We continue with this series conscious that it may be wearing to our readers to have to wade through Price's errors of fact and misguided opinion. But we have started, and so we shall finish.
"Calvin taught salvation was not a choice but based on God’s pre-determined decision from the beginning of time.
This meant certain people were the “elect” of God and were to populate the church."
The alternative to this is the "manifestly wicked" (Musculus) teaching that God's power can be frustrated by the will of man, and that the power of Christ's death is entirely dependent on the free will of man. He must first seek our permission if He is to save us. No! Before He regenerates us we can do nothing but flee from God and resist Him, as Francis Thompson put it:
"I fled Him, down the nights and down the days;
I fled Him, down the arches of the years;
I fled Him, down the labyrinthine ways
Of my own mind; and in the mist of tears
I hid from Him, and under running laughter.
Up vistaed hopes I sped;
And shot, precipitated,
Adown Titanic glooms of chasmèd fears,
From those strong Feet that followed, followed after."
('The Hound of Heaven')
And yet He followed on, and drew me by His sweet yet irresistible love to Himself. Praise God that He did not ask my permission, for, fool that I am, I would have refused Him and loved this passing world. But He who is too wise to be mistaken, too good to be unkind, did not leave me to perish in my sin.

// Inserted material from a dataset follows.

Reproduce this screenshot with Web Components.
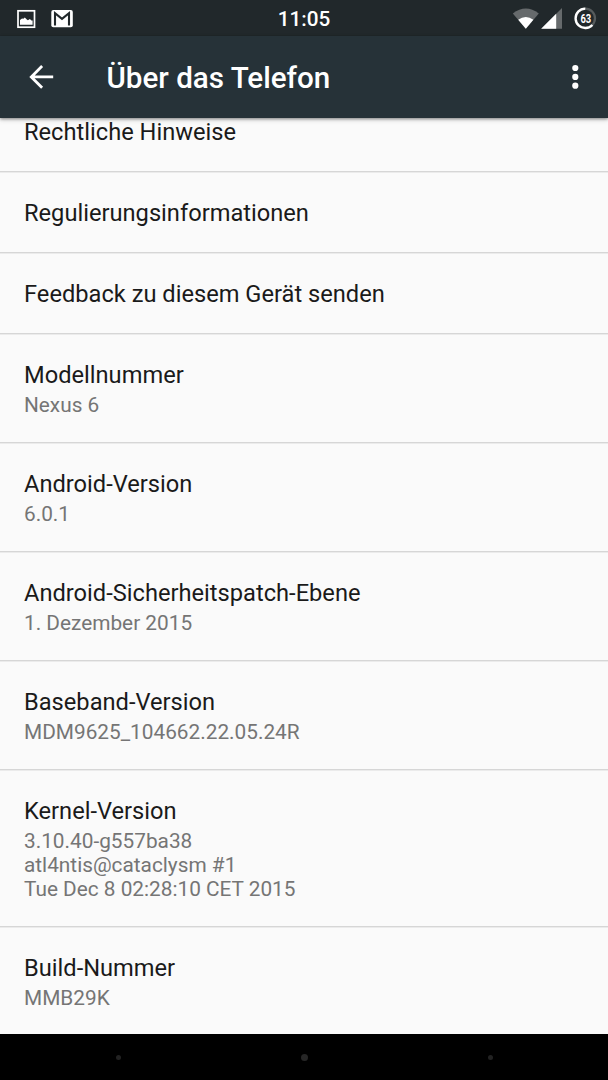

No, He who loved me when I hated Him sent His Son to die for me, and sent His spirt into my heart:
"To change the heart, renew the will,
And turn the feet to Zion's hill."
The Bible speaks of God's elect, and says "we love Him because He first loved us." From any perspectve other than the Calvinistic, it is almost impossible to say with Paul "The Son of God, who loved me and gave Himself for me." The Free-willer says "He loved all mankind and died in a general and non-substitutionary way so that I could be saved if I loved him by my own free-will."

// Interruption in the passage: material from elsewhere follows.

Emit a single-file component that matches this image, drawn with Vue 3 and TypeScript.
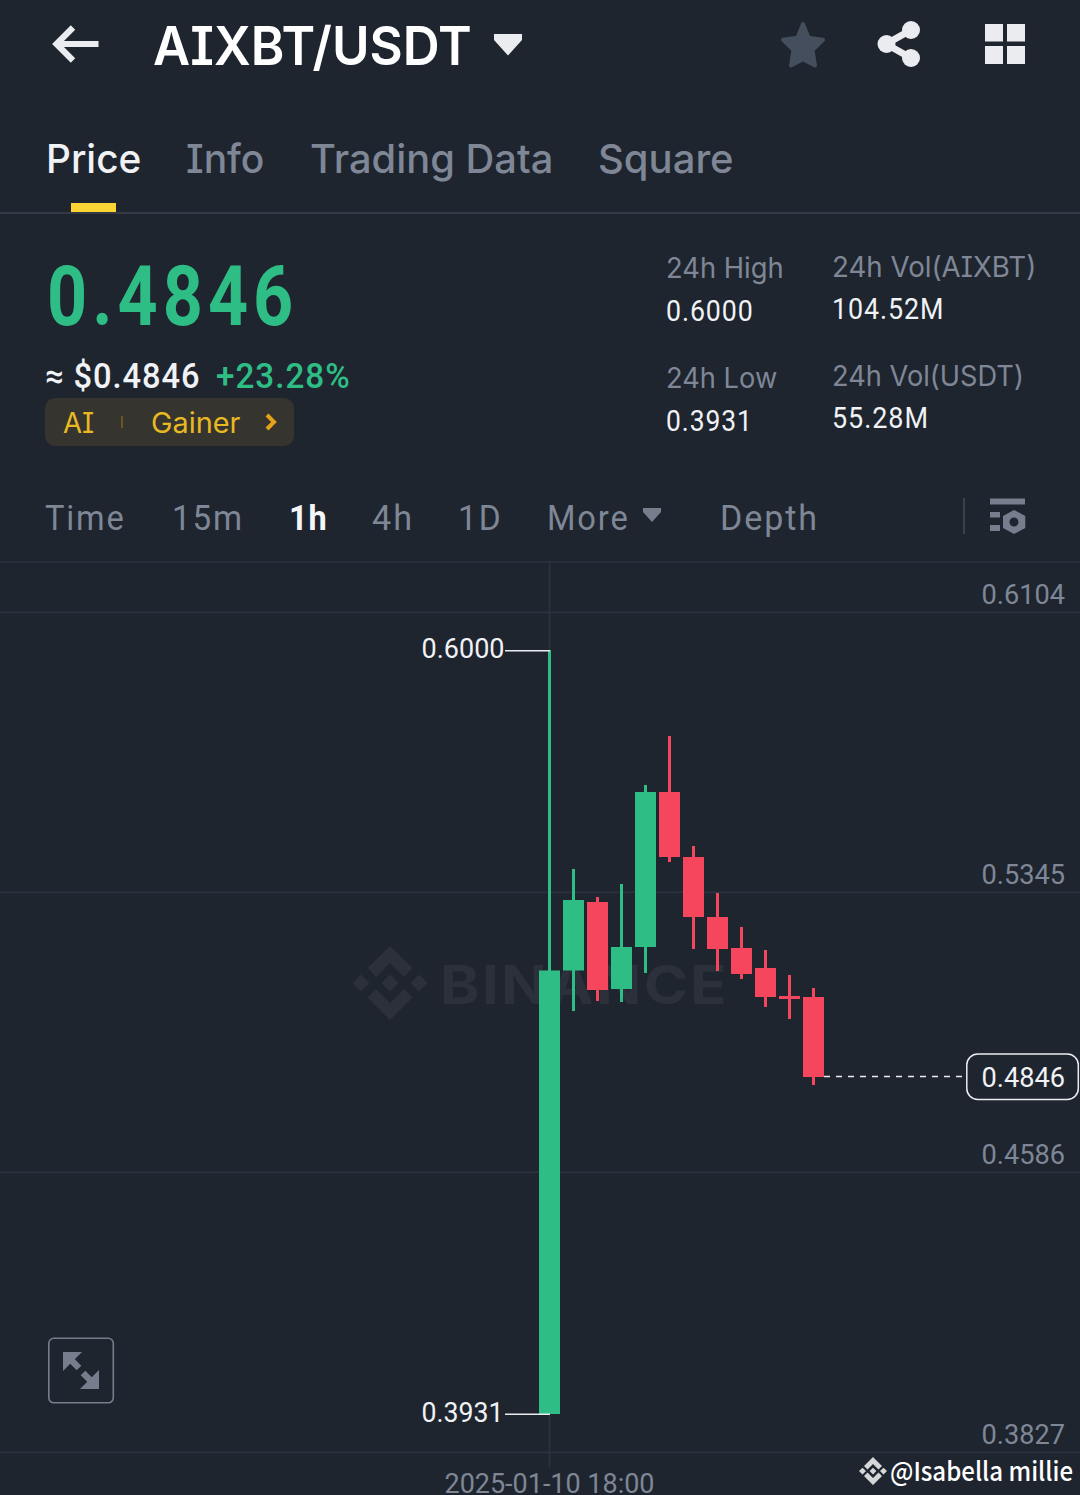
<script setup lang="ts">
import type { Directive } from 'vue'

// Condenses or widens a label so that it takes exactly the given width.
const vFit: Directive<HTMLElement, number> = {
  mounted(el, binding) {
    const natural = el.offsetWidth
    if (!natural) return
    el.style.transform = `scaleX(${binding.value / natural})`
    el.style.marginRight = `${binding.value - natural}px`
  },
}

interface Tab { label: string; width: number }
interface Stat { label: string; labelWidth: number; value: string; valueWidth: number }
interface Candle { open: number; close: number; high: number; low: number; up: boolean }

const tabs: Tab[] = [
  { label: 'Price', width: 95 },
  { label: 'Info', width: 78 },
  { label: 'Trading Data', width: 243 },
  { label: 'Square', width: 136 },
]

const statColumns: Stat[][] = [
  [
    { label: '24h High', labelWidth: 118, value: '0.6000', valueWidth: 88 },
    { label: '24h Low', labelWidth: 111, value: '0.3931', valueWidth: 87 },
  ],
  [
    { label: '24h Vol(AIXBT)', labelWidth: 204, value: '104.52M', valueWidth: 112 },
    { label: '24h Vol(USDT)', labelWidth: 192, value: '55.28M', valueWidth: 97 },
  ],
]

const gridLines = [
  { y: 612, label: '0.6104' },
  { y: 892, label: '0.5345' },
  { y: 1172, label: '0.4586' },
  { y: 1452, label: '0.3827' },
]

const candles: Candle[] = [
  { open: 1414, close: 970.5, high: 650, low: 1414, up: true },
  { open: 970.5, close: 900, high: 869, low: 1011, up: true },
  { open: 902, close: 990, high: 897, low: 1001, up: false },
  { open: 989, close: 947, high: 884, low: 1002, up: true },
  { open: 947, close: 792, high: 785, low: 973, up: true },
  { open: 792, close: 857, high: 736, low: 862, up: false },
  { open: 857, close: 917, high: 846, low: 949, up: false },
  { open: 917, close: 949, high: 893, low: 971, up: false },
  { open: 948, close: 974, high: 927, low: 979, up: false },
  { open: 968, close: 997, high: 950, low: 1007, up: false },
  { open: 996, close: 999, high: 975, low: 1019, up: false },
  { open: 997, close: 1077, high: 988, low: 1085, up: false },
]
</script>

<template>
  <main class="screen">
    <header class="header">
      <svg class="back" width="47" height="40" viewBox="0 0 47 40">
        <path d="M21 3.500 4.500 20 21 36.500M4 20H46.500" fill="none" stroke="#eaecef" stroke-width="6.200" />
      </svg>
      <h1 class="pair"><span v-fit="319" class="fit">AIXBT/USDT</span></h1>
      <svg class="caret" width="28" height="22" viewBox="0 0 28 22">
        <path d="M0 0H28V6L14 21.500 0 6Z" fill="#eaecef" />
      </svg>
      <svg class="star" width="46" height="48" viewBox="0 0 46 48">
        <path d="M23 3 28.500 16.800 43 18.700 32.500 29 35 44.500 23 38.300 11 44.500 13.500 29 3 18.700 17.500 16.800Z" fill="#454e5c" stroke="#454e5c" stroke-width="4" stroke-linejoin="round" />
      </svg>
      <svg class="share" width="44" height="46" viewBox="0 0 44 46">
        <path d="M34 9 9 23 34 37" fill="none" stroke="#eaecef" stroke-width="6.800" />
        <circle cx="34" cy="9" r="9" fill="#eaecef" />
        <circle cx="9.500" cy="23" r="9" fill="#eaecef" />
        <circle cx="34" cy="37" r="9" fill="#eaecef" />
      </svg>
      <svg class="apps" width="40" height="40" viewBox="0 0 40 40">
        <path d="M0 0H18V17.500H0ZM22 0H40V17.500H22ZM0 22H18V40H0ZM22 22H40V40H22Z" fill="#eaecef" />
      </svg>
    </header>

    <nav class="tabs">
      <a v-for="(tab, i) in tabs" :key="tab.label" class="tab" :class="{ active: i === 0 }">
        <span v-fit="tab.width" class="fit">{{ tab.label }}</span>
      </a>
    </nav>

    <section class="summary">
      <div class="quote">
        <div class="price"><span v-fit="251" class="fit">0.4846</span></div>
        <div class="fiat">
          <span v-fit="156" class="fit">≈ $0.4846</span>
          <span v-fit="135" class="fit change">+23.28%</span>
        </div>
        <div class="tags">
          <span v-fit="31" class="fit">AI</span>
          <i class="tag-rule"></i>
          <span v-fit="89" class="fit">Gainer</span>
          <svg class="chevron" width="12" height="18" viewBox="0 0 12 18">
            <path d="M2 2 9 9 2 16" fill="none" stroke="#e6a21a" stroke-width="4" />
          </svg>
        </div>
      </div>
      <div v-for="(column, c) in statColumns" :key="c" class="stats">
        <dl v-for="stat in column" :key="stat.label" class="stat">
          <dt><span v-fit="stat.labelWidth" class="fit">{{ stat.label }}</span></dt>
          <dd><span v-fit="stat.valueWidth" class="fit">{{ stat.value }}</span></dd>
        </dl>
      </div>
    </section>

    <div class="intervals">
      <span class="interval i-time"><span v-fit="81" class="fit">Time</span></span>
      <span class="interval i-15m"><span v-fit="72" class="fit">15m</span></span>
      <span class="interval i-1h"><span v-fit="39" class="fit">1h</span></span>
      <span class="interval i-4h"><span v-fit="42" class="fit">4h</span></span>
      <span class="interval i-1d"><span v-fit="45" class="fit">1D</span></span>
      <span class="interval i-more"><span v-fit="83" class="fit">More</span></span>
      <svg class="more-caret" width="18" height="14" viewBox="0 0 18 14">
        <path d="M0 0H18V4L9 14 0 4Z" fill="#767e8e" />
      </svg>
      <span class="interval i-depth"><span v-fit="99" class="fit">Depth</span></span>
      <i class="rule"></i>
      <svg class="settings" width="36" height="37" viewBox="0 0 36 37">
        <path d="M0 .500H35V6.500H0ZM0 14H10V19.500H0ZM0 27H10V33H0Z" fill="#767e8e" />
        <path fill-rule="evenodd" d="M24 12 35.300 18V30L24 36 13 30V18ZM24 19.500A4.500 4.500 0 1 0 24 28.500 4.500 4.500 0 1 0 24 19.500Z" fill="#767e8e" />
      </svg>
    </div>

    <svg class="chart" width="1080" height="932" viewBox="0 563 1080 932">
      <g stroke="#2d333e" stroke-width="1.600">
        <line v-for="g in gridLines" :key="g.y" x1="0" x2="1080" :y1="g.y + 0.4" :y2="g.y + 0.4" />
        <line x1="549.500" x2="549.500" y1="562" y2="1468" />
      </g>

      <g fill="#2b303b">
        <path d="M390 946 412.500 968 404 977 390 963 376 977 367.500 968ZM390 1020 412.500 997.500 404 989 390 1003 376 989 367.500 997.500ZM361 974.500 369.500 983 361 991.500 352.500 983ZM419 974.500 427.500 983 419 991.500 410.500 983ZM390 974.500 398.500 983 390 991.500 381.500 983Z" />
        <text class="brand" x="440" y="1003.500" textLength="289" lengthAdjust="spacingAndGlyphs">BINANCE</text>
      </g>

      <g v-for="(c, i) in candles" :key="i" :fill="c.up ? '#2ebd85' : '#f6465d'">
        <rect :x="548 + i * 24" :y="c.high" width="3" :height="c.low - c.high" />
        <rect :x="539 + i * 24" :y="Math.min(c.open, c.close)" width="21" :height="Math.abs(c.close - c.open)" />
      </g>

      <g class="axis" fill="#7f8796">
        <text v-for="g in gridLines" :key="g.y" x="981.500" :y="g.y - 8.500" textLength="83.500" lengthAdjust="spacingAndGlyphs">{{ g.label }}</text>
        <text x="444.500" y="1493" textLength="210" lengthAdjust="spacingAndGlyphs">2025-01-10 18:00</text>
      </g>

      <g stroke="#eaecef" stroke-width="1.500">
        <path d="M505 650.700H550M505 1414.200H550" />
        <path d="M824 1076.500H966" stroke-dasharray="6 6" />
        <rect x="966.800" y="1054" width="111.500" height="45.500" rx="11" fill="#1e252f" />
      </g>
      <g class="axis" fill="#f0f2f5">
        <text x="421.500" y="658" textLength="83" lengthAdjust="spacingAndGlyphs">0.6000</text>
        <text x="421.500" y="1422" textLength="82" lengthAdjust="spacingAndGlyphs">0.3931</text>
        <text x="981.500" y="1087" textLength="83.500" lengthAdjust="spacingAndGlyphs">0.4846</text>
      </g>

      <g fill="none" stroke="#767e8e">
        <rect x="48.800" y="1338.300" width="64.500" height="64.500" rx="5" stroke-width="1.600" />
        <path d="M68 1357 79 1368M83 1373 94 1384" stroke-width="6.500" />
      </g>
      <path d="M63 1352H82L63 1371ZM99 1389H80L99 1370Z" fill="#767e8e" />

      <path d="M873 1457 882 1466 878.500 1469.500 873 1464 867.500 1469.500 864 1466ZM873 1485 882 1476 878.500 1472.500 873 1478 867.500 1472.500 864 1476ZM862.500 1467.700 866 1471 862.500 1474.400 859 1471ZM883.500 1467.700 887 1471 883.500 1474.400 880 1471ZM873 1467.700 876.400 1471 873 1474.400 869.600 1471Z" fill="#d5d6d8" />
      <text class="author" x="890" y="1480.500" textLength="183" lengthAdjust="spacingAndGlyphs">@Isabella millie</text>
    </svg>
  </main>
</template>

<style>
body {
  background: #1e252f;
}
</style>

<style scoped>
.screen {
  width: 1080px;
  height: 1495px;
  overflow: hidden;
  background: #1e252f;
  color: #f0f2f5;
  font-family: Inter, sans-serif;
  font-feature-settings: 'cv08' 1;
}

.fit {
  display: inline-block;
  white-space: nowrap;
  transform-origin: 0 50%;
}

svg {
  display: block;
  flex: none;
}

.header {
  display: flex;
  align-items: center;
  height: 92px;
  padding-left: 52px;
}

.back { margin-bottom: 4px; }

.pair {
  margin: 0 0 0 54px;
  width: 341px;
  font-size: 53px;
  font-weight: 600;
  line-height: 92px;
  color: #fff;
}

.caret { margin-bottom: 2px; }
.star { margin: 0 0 2px 258px; }
.share { margin: 0 0 4px 51px; }
.apps { margin: 0 0 4px 64px; }

.tabs {
  display: flex;
  gap: 45px;
  height: 120px;
  padding-left: 46px;
  border-bottom: 2px solid #343a45;
}

.tab {
  display: flex;
  flex-direction: column;
  align-items: center;
  justify-content: space-between;
  padding-top: 37px;
  font-size: 40px;
  font-weight: 500;
  line-height: 60px;
  color: #7f8796;
}

.tab.active { color: #f0f2f5; }

.tab.active::after {
  content: '';
  width: 45px;
  height: 9px;
  background: #fcd535;
}

.summary {
  display: flex;
  height: 259px;
  box-sizing: border-box;
  padding: 32px 0 0 45px;
}

.quote {
  width: 620.5px;
  padding-top: 5px;
  font-family: Roboto, sans-serif;
}

.price {
  padding-left: 2px;
  font-size: 84px;
  font-weight: 700;
  letter-spacing: 6px;
  line-height: 91px;
  color: #2ebd85;
}

.fiat {
  display: flex;
  gap: 15px;
  margin-top: 12px;
  font-size: 34.5px;
  font-weight: 500;
  letter-spacing: 1px;
  line-height: 44px;
}

.change { color: #2ebd85; }

.tags {
  display: flex;
  align-items: center;
  box-sizing: border-box;
  width: 249px;
  height: 48px;
  padding-left: 18px;
  border-radius: 10px;
  background: #36342e;
  color: #e8b923;
  font-family: Inter, sans-serif;
  font-size: 28.5px;
}

.tag-rule {
  width: 2px;
  height: 12px;
  margin: 0 28px 0 27px;
  background: #6b5523;
}

.chevron { margin-left: 24px; }

.stats {
  display: flex;
  flex-direction: column;
  gap: 24px;
  width: 166px;
  padding-top: 1px;
}

.stat { margin: 0; }

.stat dt {
  font-size: 28.5px;
  line-height: 42px;
  color: #7f8796;
}

.stat dd {
  margin: 0;
  font-family: Roboto, sans-serif;
  font-size: 29.5px;
  letter-spacing: 1px;
  line-height: 44px;
}

.stats + .stats {
  gap: 25px;
  padding-top: 0;
}

.stats + .stats .stat dd { line-height: 42px; }

.intervals {
  display: flex;
  align-items: center;
  height: 88px;
  padding-left: 45px;
  border-bottom: 2px solid #292f3a;
  font-family: Roboto, sans-serif;
  font-size: 35px;
  letter-spacing: 2px;
  color: #7f8796;
}

.interval { flex: none; white-space: nowrap; line-height: 84px; padding-top: 4px; }
.i-time { width: 127px; }
.i-15m { width: 117px; }
.i-1h { width: 83px; color: #f5f6f8; font-weight: 700; letter-spacing: 1px; }
.i-4h { width: 86px; }
.i-1d { width: 89px; }
.i-more { width: 96px; }
.i-depth { width: 243px; margin-left: 59px; }
.more-caret { margin-bottom: 4px; }

.rule {
  width: 2px;
  height: 36px;
  margin: 0 25px 3px 0;
  background: #3a414d;
}

.settings { margin-bottom: 2px; }

.chart {
  font-family: Roboto, sans-serif;
  font-feature-settings: normal;
}

.axis { font-size: 28px; }

.brand {
  font-family: Inter, sans-serif;
  font-size: 54px;
  font-weight: 700;
  letter-spacing: 2px;
}

.author {
  fill: #fff;
  font-family: 'Noto Sans CJK SC', sans-serif;
  font-size: 26px;
  font-weight: 500;
}
</style>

In his “Institutes” Calvin defined predestination:
“We call predestination God’s final decree, by which He determined what He willed to become of each man. For all are not created in equal condition; rather, eternal life is ordained for some, eternal damnation for others.”
It took us a while to find this quotation in Calvin, mostly because it is mis-cited and has been abridged. Again, Price has not given a reference, so we spent half an hour searching an electronic version of the Institutes. The full quotation is:
"We call predestination God’s eternal decree, by which He determined with Himself what He willed to become of each man. For all are not created in equal condition; rather, eternal life is ordained for some, eternal damnation for others." (Book III, xxi, 25, Battles Translation)
Now we agree that this is a reasonable use of the quotation. It must always be borne in mind that Calvin, and those who are called Calvinists, hold that the reprobate are condemned justly for their sins, as the elect deserve to be, and would be had their sins not already been punished in Christ. Although election is unconditional, condemnation is not, it is conditional upon the one condemned being guilty. Since we are all guilty before God, we all stand condemned. But God sent His son so that all who would believe on Him shall not perish everlastingly, but will have everlasting life in Him.